------ DATA FOR THE TASK ------

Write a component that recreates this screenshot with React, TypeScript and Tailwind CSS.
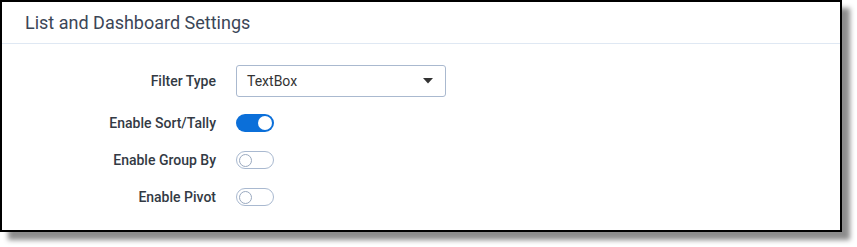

------
------ DATA FOR THE TASK ------

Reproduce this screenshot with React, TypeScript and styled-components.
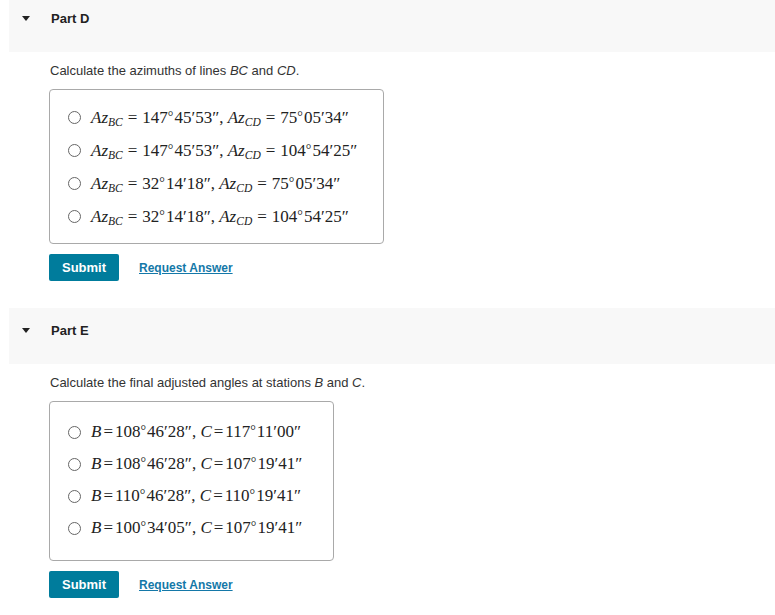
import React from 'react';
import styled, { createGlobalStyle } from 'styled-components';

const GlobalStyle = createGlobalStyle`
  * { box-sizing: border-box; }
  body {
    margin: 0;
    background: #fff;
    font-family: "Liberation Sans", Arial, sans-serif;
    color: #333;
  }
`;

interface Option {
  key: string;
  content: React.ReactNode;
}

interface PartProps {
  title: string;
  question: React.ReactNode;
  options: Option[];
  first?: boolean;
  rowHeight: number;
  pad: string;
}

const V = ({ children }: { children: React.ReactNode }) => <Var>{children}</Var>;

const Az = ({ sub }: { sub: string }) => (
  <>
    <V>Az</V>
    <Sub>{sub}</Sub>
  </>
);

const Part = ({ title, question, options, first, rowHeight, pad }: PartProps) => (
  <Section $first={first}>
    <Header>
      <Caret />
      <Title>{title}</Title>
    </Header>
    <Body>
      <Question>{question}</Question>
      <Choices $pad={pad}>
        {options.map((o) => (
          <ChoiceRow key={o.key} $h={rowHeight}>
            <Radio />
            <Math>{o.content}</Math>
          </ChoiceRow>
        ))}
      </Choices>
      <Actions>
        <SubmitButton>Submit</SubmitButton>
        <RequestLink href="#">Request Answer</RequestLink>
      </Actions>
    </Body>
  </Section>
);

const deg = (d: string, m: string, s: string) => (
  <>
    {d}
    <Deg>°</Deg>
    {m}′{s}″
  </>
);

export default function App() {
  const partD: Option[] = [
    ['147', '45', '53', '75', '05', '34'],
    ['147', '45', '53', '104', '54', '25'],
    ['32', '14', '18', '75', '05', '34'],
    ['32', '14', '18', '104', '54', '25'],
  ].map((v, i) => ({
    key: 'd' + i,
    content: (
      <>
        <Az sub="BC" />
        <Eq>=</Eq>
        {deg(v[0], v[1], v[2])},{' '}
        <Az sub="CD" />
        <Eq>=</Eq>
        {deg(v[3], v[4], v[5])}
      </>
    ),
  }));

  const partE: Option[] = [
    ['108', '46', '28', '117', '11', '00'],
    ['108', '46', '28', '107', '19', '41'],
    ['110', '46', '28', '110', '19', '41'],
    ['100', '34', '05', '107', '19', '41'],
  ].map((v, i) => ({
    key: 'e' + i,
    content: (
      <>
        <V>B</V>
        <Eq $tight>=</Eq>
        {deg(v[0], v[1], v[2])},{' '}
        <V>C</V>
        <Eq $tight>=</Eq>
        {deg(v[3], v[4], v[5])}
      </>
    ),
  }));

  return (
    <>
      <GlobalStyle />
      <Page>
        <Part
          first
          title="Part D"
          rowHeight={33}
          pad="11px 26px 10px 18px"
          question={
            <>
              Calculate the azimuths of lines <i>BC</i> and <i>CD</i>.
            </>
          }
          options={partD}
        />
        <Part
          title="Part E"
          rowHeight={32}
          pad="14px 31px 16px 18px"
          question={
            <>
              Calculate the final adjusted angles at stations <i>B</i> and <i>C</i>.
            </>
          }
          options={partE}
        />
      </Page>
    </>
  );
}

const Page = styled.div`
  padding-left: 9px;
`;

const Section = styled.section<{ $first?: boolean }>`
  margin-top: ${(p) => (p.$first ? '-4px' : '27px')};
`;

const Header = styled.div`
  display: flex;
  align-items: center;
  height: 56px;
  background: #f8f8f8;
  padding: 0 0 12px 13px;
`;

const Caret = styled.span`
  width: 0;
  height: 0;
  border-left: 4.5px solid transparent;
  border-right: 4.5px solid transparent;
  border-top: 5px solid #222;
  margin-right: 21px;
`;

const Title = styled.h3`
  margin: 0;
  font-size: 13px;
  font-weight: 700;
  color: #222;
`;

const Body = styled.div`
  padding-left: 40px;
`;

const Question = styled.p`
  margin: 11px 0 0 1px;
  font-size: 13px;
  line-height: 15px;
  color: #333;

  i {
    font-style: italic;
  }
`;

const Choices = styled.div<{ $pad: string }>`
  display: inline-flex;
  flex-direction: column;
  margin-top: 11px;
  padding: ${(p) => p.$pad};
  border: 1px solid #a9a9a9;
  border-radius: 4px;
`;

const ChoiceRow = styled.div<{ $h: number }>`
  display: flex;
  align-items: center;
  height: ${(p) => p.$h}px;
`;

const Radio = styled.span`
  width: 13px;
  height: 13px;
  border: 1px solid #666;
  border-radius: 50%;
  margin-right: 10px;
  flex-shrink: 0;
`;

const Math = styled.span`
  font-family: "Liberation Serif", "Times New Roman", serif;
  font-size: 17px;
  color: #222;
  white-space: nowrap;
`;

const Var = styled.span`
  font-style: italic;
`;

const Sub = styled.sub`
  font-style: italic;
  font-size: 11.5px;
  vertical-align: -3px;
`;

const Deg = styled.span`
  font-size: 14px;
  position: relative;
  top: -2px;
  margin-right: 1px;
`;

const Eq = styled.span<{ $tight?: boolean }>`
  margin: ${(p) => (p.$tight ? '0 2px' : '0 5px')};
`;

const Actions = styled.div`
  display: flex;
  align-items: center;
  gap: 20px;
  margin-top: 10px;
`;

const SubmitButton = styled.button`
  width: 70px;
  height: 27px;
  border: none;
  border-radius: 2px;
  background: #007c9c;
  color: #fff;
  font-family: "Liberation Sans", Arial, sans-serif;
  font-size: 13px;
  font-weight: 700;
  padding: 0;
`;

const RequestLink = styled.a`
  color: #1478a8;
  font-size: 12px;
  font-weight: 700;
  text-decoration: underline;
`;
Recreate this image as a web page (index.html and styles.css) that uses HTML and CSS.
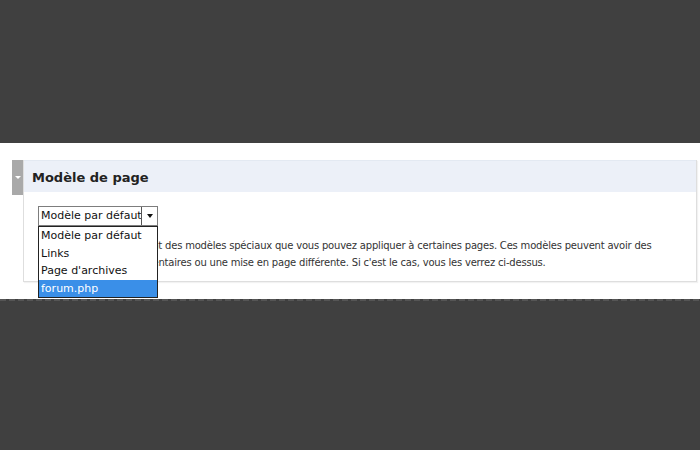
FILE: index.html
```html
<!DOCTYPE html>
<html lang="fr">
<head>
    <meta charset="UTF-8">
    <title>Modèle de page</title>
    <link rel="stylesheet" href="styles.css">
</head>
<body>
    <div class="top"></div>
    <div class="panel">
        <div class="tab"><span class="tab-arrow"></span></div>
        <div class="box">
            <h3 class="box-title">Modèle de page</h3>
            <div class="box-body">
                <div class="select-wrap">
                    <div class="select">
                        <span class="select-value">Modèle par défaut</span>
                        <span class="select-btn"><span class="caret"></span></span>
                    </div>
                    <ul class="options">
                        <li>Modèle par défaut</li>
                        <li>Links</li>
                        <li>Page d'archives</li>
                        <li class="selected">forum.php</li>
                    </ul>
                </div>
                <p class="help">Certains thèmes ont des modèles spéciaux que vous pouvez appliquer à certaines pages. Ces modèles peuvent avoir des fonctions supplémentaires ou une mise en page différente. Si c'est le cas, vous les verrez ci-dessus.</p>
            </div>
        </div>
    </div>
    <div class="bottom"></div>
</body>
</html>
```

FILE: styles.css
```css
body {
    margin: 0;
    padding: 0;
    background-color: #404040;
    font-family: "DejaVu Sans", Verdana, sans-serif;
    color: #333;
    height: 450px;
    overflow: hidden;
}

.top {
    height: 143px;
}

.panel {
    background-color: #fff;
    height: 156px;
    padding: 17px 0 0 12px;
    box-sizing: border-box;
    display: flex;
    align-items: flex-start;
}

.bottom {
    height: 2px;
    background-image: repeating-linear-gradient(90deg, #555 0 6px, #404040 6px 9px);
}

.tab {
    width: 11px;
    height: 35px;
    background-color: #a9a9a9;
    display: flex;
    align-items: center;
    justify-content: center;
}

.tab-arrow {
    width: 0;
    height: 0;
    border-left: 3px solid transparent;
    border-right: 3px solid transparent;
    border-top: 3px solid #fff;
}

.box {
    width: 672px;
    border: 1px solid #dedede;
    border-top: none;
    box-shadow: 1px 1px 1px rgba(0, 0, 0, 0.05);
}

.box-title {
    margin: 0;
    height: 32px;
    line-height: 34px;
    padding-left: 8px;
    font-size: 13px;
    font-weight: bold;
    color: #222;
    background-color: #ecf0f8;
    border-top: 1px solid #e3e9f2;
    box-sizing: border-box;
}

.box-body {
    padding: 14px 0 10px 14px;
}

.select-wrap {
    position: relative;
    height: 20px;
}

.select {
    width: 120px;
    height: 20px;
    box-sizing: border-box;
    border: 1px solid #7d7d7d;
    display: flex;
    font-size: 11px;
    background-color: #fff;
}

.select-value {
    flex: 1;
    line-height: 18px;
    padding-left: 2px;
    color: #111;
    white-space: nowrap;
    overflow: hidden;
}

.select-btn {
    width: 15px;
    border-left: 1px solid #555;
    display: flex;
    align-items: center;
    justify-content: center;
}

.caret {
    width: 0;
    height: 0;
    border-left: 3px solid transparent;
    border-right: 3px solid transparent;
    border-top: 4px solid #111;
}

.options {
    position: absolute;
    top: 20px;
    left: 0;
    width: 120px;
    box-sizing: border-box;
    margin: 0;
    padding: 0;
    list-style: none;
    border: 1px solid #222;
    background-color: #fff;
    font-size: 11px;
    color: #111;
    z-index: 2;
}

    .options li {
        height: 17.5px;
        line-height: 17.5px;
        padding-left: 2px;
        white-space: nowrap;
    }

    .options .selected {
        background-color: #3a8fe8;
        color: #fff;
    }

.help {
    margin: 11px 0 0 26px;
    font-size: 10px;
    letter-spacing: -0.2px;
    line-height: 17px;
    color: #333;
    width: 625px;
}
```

------

**DIRECTIVE:**
Return every line of the preceding records in which the word "styles" appears.

**RESULT OF THIS TASK:**
Recreate this image as a web page (index.html and styles.css) that uses HTML and CSS.
    <link rel="stylesheet" href="styles.css">
FILE: styles.css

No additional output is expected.